**Material:**
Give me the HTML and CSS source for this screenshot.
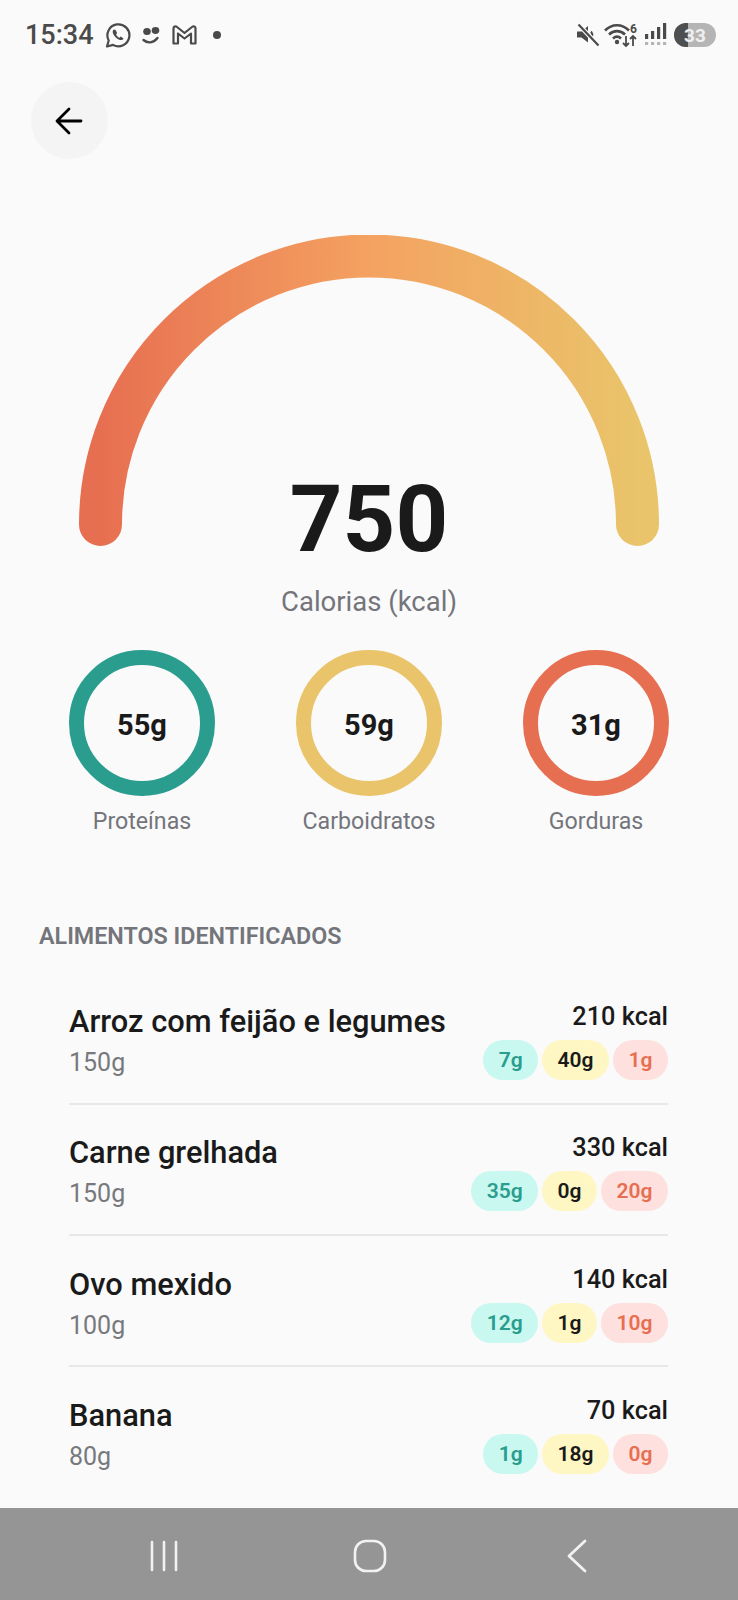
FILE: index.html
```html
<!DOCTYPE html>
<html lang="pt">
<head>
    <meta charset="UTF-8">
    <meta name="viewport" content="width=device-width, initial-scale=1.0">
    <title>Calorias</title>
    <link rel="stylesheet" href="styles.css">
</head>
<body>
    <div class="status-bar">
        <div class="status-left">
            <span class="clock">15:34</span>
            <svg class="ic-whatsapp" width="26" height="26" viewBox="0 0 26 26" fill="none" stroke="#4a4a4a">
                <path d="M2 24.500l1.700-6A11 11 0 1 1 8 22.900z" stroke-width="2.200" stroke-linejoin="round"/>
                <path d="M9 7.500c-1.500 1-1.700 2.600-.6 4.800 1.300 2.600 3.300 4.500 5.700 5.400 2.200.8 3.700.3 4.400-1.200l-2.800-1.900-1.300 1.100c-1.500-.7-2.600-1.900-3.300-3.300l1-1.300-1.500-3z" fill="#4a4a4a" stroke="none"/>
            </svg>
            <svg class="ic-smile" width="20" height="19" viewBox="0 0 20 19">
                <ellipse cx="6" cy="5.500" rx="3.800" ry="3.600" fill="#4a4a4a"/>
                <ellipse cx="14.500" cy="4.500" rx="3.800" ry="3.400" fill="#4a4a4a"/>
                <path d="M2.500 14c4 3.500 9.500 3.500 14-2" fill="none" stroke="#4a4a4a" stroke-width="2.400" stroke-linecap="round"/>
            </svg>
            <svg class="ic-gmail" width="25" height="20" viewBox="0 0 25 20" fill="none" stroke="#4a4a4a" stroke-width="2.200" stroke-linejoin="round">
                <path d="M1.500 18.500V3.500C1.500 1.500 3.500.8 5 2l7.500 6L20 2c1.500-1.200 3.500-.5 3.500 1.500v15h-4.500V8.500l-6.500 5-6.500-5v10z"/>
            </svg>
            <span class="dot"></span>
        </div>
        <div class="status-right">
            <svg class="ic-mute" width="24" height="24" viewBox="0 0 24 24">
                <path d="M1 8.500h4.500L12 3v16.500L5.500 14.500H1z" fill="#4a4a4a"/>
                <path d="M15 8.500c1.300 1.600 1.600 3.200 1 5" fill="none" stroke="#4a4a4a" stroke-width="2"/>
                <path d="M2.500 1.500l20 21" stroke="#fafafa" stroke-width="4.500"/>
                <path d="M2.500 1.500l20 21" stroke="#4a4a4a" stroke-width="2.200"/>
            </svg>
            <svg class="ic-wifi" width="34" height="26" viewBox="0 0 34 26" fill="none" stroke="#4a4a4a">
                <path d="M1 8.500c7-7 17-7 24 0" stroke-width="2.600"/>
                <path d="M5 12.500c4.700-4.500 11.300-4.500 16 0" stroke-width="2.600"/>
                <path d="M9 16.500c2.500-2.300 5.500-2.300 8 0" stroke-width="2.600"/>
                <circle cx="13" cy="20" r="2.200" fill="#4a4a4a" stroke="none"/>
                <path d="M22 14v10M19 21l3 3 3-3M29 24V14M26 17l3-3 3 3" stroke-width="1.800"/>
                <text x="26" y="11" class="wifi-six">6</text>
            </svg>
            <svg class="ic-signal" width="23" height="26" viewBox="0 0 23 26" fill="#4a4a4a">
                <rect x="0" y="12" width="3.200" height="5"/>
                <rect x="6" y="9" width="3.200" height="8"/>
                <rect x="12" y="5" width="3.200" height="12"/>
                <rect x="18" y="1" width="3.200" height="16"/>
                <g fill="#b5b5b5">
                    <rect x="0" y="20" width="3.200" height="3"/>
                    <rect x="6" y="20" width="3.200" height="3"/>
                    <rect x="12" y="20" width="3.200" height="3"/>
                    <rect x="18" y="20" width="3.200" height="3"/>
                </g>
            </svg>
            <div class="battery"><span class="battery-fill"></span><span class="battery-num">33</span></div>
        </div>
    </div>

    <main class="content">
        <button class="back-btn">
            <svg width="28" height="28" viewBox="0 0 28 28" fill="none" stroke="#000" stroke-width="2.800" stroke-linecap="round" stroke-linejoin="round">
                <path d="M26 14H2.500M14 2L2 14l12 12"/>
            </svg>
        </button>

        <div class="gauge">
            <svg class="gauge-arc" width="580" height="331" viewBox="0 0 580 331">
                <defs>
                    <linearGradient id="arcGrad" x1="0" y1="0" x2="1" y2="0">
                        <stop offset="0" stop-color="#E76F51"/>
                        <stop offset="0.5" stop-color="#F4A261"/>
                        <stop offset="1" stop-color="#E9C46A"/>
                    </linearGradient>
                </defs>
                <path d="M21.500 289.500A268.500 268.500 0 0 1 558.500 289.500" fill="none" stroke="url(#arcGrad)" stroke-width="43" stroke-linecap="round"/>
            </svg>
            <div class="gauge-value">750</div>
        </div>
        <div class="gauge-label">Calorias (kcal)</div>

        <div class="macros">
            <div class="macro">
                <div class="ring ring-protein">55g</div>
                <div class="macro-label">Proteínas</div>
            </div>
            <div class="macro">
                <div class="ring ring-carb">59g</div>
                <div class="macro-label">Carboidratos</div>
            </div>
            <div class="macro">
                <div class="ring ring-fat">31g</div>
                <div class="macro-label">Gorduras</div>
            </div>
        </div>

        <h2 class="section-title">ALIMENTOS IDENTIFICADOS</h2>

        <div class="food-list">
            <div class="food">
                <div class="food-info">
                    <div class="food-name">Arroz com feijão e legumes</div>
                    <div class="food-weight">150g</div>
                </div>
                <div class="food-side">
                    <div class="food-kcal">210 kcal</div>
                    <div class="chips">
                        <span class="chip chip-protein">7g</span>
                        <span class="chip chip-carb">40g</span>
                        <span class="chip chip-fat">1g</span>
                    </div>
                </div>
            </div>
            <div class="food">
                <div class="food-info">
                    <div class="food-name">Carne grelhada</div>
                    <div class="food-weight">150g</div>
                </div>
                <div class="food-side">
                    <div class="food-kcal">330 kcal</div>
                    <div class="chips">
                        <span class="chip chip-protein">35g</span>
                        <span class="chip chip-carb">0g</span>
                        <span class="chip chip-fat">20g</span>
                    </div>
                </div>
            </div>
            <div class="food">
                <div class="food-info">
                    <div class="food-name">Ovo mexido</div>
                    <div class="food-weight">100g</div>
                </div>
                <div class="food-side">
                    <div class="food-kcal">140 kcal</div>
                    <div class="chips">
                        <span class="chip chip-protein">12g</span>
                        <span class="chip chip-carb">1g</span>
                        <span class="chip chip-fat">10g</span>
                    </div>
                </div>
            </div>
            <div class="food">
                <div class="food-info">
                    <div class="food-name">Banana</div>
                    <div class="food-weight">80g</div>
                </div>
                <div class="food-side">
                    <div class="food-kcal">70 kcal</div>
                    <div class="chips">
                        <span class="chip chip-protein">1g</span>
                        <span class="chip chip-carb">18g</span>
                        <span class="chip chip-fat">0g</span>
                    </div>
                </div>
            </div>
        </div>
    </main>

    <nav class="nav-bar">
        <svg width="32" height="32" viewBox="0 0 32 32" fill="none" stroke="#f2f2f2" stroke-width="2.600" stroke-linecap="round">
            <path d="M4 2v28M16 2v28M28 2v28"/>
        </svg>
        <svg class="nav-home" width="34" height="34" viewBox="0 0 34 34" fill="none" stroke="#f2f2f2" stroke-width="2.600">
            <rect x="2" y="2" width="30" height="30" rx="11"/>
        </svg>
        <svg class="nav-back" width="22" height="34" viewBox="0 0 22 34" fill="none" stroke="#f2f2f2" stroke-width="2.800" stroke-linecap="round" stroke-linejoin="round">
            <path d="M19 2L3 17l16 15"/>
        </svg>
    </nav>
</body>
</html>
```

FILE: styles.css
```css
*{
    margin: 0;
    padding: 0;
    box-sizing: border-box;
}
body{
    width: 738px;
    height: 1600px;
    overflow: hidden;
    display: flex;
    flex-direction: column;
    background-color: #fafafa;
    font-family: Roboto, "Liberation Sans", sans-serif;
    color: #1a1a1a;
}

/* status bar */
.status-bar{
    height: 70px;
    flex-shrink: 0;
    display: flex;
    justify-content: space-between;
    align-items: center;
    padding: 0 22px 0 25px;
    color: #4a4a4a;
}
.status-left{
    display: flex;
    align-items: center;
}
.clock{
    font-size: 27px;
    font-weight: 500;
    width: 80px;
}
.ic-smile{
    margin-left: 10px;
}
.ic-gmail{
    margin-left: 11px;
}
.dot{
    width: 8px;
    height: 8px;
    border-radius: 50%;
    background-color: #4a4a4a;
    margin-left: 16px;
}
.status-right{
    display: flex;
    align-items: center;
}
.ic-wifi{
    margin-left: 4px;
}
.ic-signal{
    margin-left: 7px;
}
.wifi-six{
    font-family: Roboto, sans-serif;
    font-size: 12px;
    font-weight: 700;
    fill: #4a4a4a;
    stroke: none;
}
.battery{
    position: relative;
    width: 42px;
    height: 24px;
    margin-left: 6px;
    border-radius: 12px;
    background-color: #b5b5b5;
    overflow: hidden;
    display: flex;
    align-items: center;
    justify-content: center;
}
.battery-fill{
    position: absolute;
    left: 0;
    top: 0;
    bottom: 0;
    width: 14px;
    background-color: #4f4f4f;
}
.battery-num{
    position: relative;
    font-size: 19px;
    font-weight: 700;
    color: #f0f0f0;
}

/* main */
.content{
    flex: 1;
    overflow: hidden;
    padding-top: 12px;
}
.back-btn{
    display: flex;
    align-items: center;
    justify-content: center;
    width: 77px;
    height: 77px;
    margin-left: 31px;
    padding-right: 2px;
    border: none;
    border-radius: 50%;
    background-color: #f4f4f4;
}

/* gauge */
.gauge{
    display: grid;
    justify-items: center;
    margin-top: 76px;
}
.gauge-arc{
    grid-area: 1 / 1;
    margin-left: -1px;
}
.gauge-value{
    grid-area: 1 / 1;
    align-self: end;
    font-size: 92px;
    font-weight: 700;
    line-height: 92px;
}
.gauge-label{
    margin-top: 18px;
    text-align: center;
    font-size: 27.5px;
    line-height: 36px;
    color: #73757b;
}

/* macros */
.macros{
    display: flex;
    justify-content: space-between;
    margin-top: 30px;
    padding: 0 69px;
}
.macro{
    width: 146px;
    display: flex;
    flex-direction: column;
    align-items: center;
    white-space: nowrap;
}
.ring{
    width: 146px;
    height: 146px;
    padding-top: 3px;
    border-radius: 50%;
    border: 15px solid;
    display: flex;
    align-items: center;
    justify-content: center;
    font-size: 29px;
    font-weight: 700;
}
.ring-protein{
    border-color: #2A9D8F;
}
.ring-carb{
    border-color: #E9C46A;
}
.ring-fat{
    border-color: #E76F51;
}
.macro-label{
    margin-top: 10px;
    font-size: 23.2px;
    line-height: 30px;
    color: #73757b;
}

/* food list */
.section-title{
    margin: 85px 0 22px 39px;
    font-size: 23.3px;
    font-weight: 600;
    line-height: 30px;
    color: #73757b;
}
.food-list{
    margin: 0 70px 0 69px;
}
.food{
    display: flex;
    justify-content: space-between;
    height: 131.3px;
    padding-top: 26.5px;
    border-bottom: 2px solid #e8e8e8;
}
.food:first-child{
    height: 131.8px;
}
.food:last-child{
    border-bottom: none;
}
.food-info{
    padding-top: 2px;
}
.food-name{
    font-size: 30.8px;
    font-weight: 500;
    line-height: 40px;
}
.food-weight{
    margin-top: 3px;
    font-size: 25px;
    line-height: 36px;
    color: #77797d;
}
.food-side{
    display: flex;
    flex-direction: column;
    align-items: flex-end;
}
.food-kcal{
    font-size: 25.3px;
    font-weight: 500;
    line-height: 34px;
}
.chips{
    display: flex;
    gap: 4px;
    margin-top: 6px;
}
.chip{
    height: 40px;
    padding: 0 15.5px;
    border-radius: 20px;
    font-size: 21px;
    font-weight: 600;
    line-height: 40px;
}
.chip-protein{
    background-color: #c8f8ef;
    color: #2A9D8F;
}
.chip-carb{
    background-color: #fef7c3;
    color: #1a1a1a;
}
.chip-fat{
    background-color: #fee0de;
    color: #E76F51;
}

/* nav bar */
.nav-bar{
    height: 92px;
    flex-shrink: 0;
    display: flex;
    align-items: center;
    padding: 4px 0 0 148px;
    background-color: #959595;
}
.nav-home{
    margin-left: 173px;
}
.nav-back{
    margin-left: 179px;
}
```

--

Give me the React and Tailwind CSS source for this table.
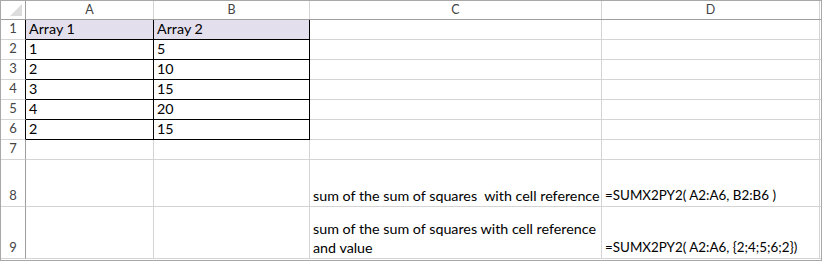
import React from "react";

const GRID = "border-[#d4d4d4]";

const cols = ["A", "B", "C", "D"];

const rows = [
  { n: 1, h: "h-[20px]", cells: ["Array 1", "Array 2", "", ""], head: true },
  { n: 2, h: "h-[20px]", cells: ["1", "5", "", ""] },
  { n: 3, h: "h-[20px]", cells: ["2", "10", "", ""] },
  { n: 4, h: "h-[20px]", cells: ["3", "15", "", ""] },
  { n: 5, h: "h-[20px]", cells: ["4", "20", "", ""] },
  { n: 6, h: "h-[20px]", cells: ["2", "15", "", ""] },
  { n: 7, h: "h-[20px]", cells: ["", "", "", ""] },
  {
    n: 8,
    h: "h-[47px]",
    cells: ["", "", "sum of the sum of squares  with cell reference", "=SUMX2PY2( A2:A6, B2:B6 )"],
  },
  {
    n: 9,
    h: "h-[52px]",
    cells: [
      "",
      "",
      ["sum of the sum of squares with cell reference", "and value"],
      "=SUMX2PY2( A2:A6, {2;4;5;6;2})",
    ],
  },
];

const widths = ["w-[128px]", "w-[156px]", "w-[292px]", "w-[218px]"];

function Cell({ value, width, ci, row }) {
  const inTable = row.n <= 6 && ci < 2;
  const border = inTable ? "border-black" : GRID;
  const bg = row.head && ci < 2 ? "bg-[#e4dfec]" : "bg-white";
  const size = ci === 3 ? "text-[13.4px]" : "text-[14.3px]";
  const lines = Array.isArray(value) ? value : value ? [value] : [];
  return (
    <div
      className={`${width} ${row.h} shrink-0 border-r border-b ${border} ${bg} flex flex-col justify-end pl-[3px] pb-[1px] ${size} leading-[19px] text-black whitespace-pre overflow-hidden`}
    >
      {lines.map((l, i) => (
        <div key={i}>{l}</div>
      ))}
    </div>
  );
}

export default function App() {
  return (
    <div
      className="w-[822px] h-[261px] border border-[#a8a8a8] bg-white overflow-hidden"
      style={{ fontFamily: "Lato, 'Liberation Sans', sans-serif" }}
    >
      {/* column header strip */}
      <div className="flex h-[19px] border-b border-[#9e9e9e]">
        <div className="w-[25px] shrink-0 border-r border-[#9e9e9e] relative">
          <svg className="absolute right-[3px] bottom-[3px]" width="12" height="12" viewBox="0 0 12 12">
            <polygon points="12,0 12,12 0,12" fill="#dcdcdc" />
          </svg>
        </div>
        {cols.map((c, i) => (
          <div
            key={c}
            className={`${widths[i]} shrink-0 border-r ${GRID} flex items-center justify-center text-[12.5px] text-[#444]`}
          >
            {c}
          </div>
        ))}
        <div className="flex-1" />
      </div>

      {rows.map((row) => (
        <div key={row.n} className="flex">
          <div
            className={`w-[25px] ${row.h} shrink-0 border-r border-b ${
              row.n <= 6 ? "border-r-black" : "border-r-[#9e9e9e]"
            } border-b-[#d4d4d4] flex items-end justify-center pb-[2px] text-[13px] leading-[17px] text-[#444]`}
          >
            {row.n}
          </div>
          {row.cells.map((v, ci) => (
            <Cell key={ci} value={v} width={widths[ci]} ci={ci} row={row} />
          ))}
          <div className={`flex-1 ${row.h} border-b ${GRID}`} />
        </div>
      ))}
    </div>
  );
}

**Instructions to follow:**
Reproduce each line of the material containing the word "Give".

**Full answer:**
Give me the HTML and CSS source for this screenshot.
Give me the React and Tailwind CSS source for this table.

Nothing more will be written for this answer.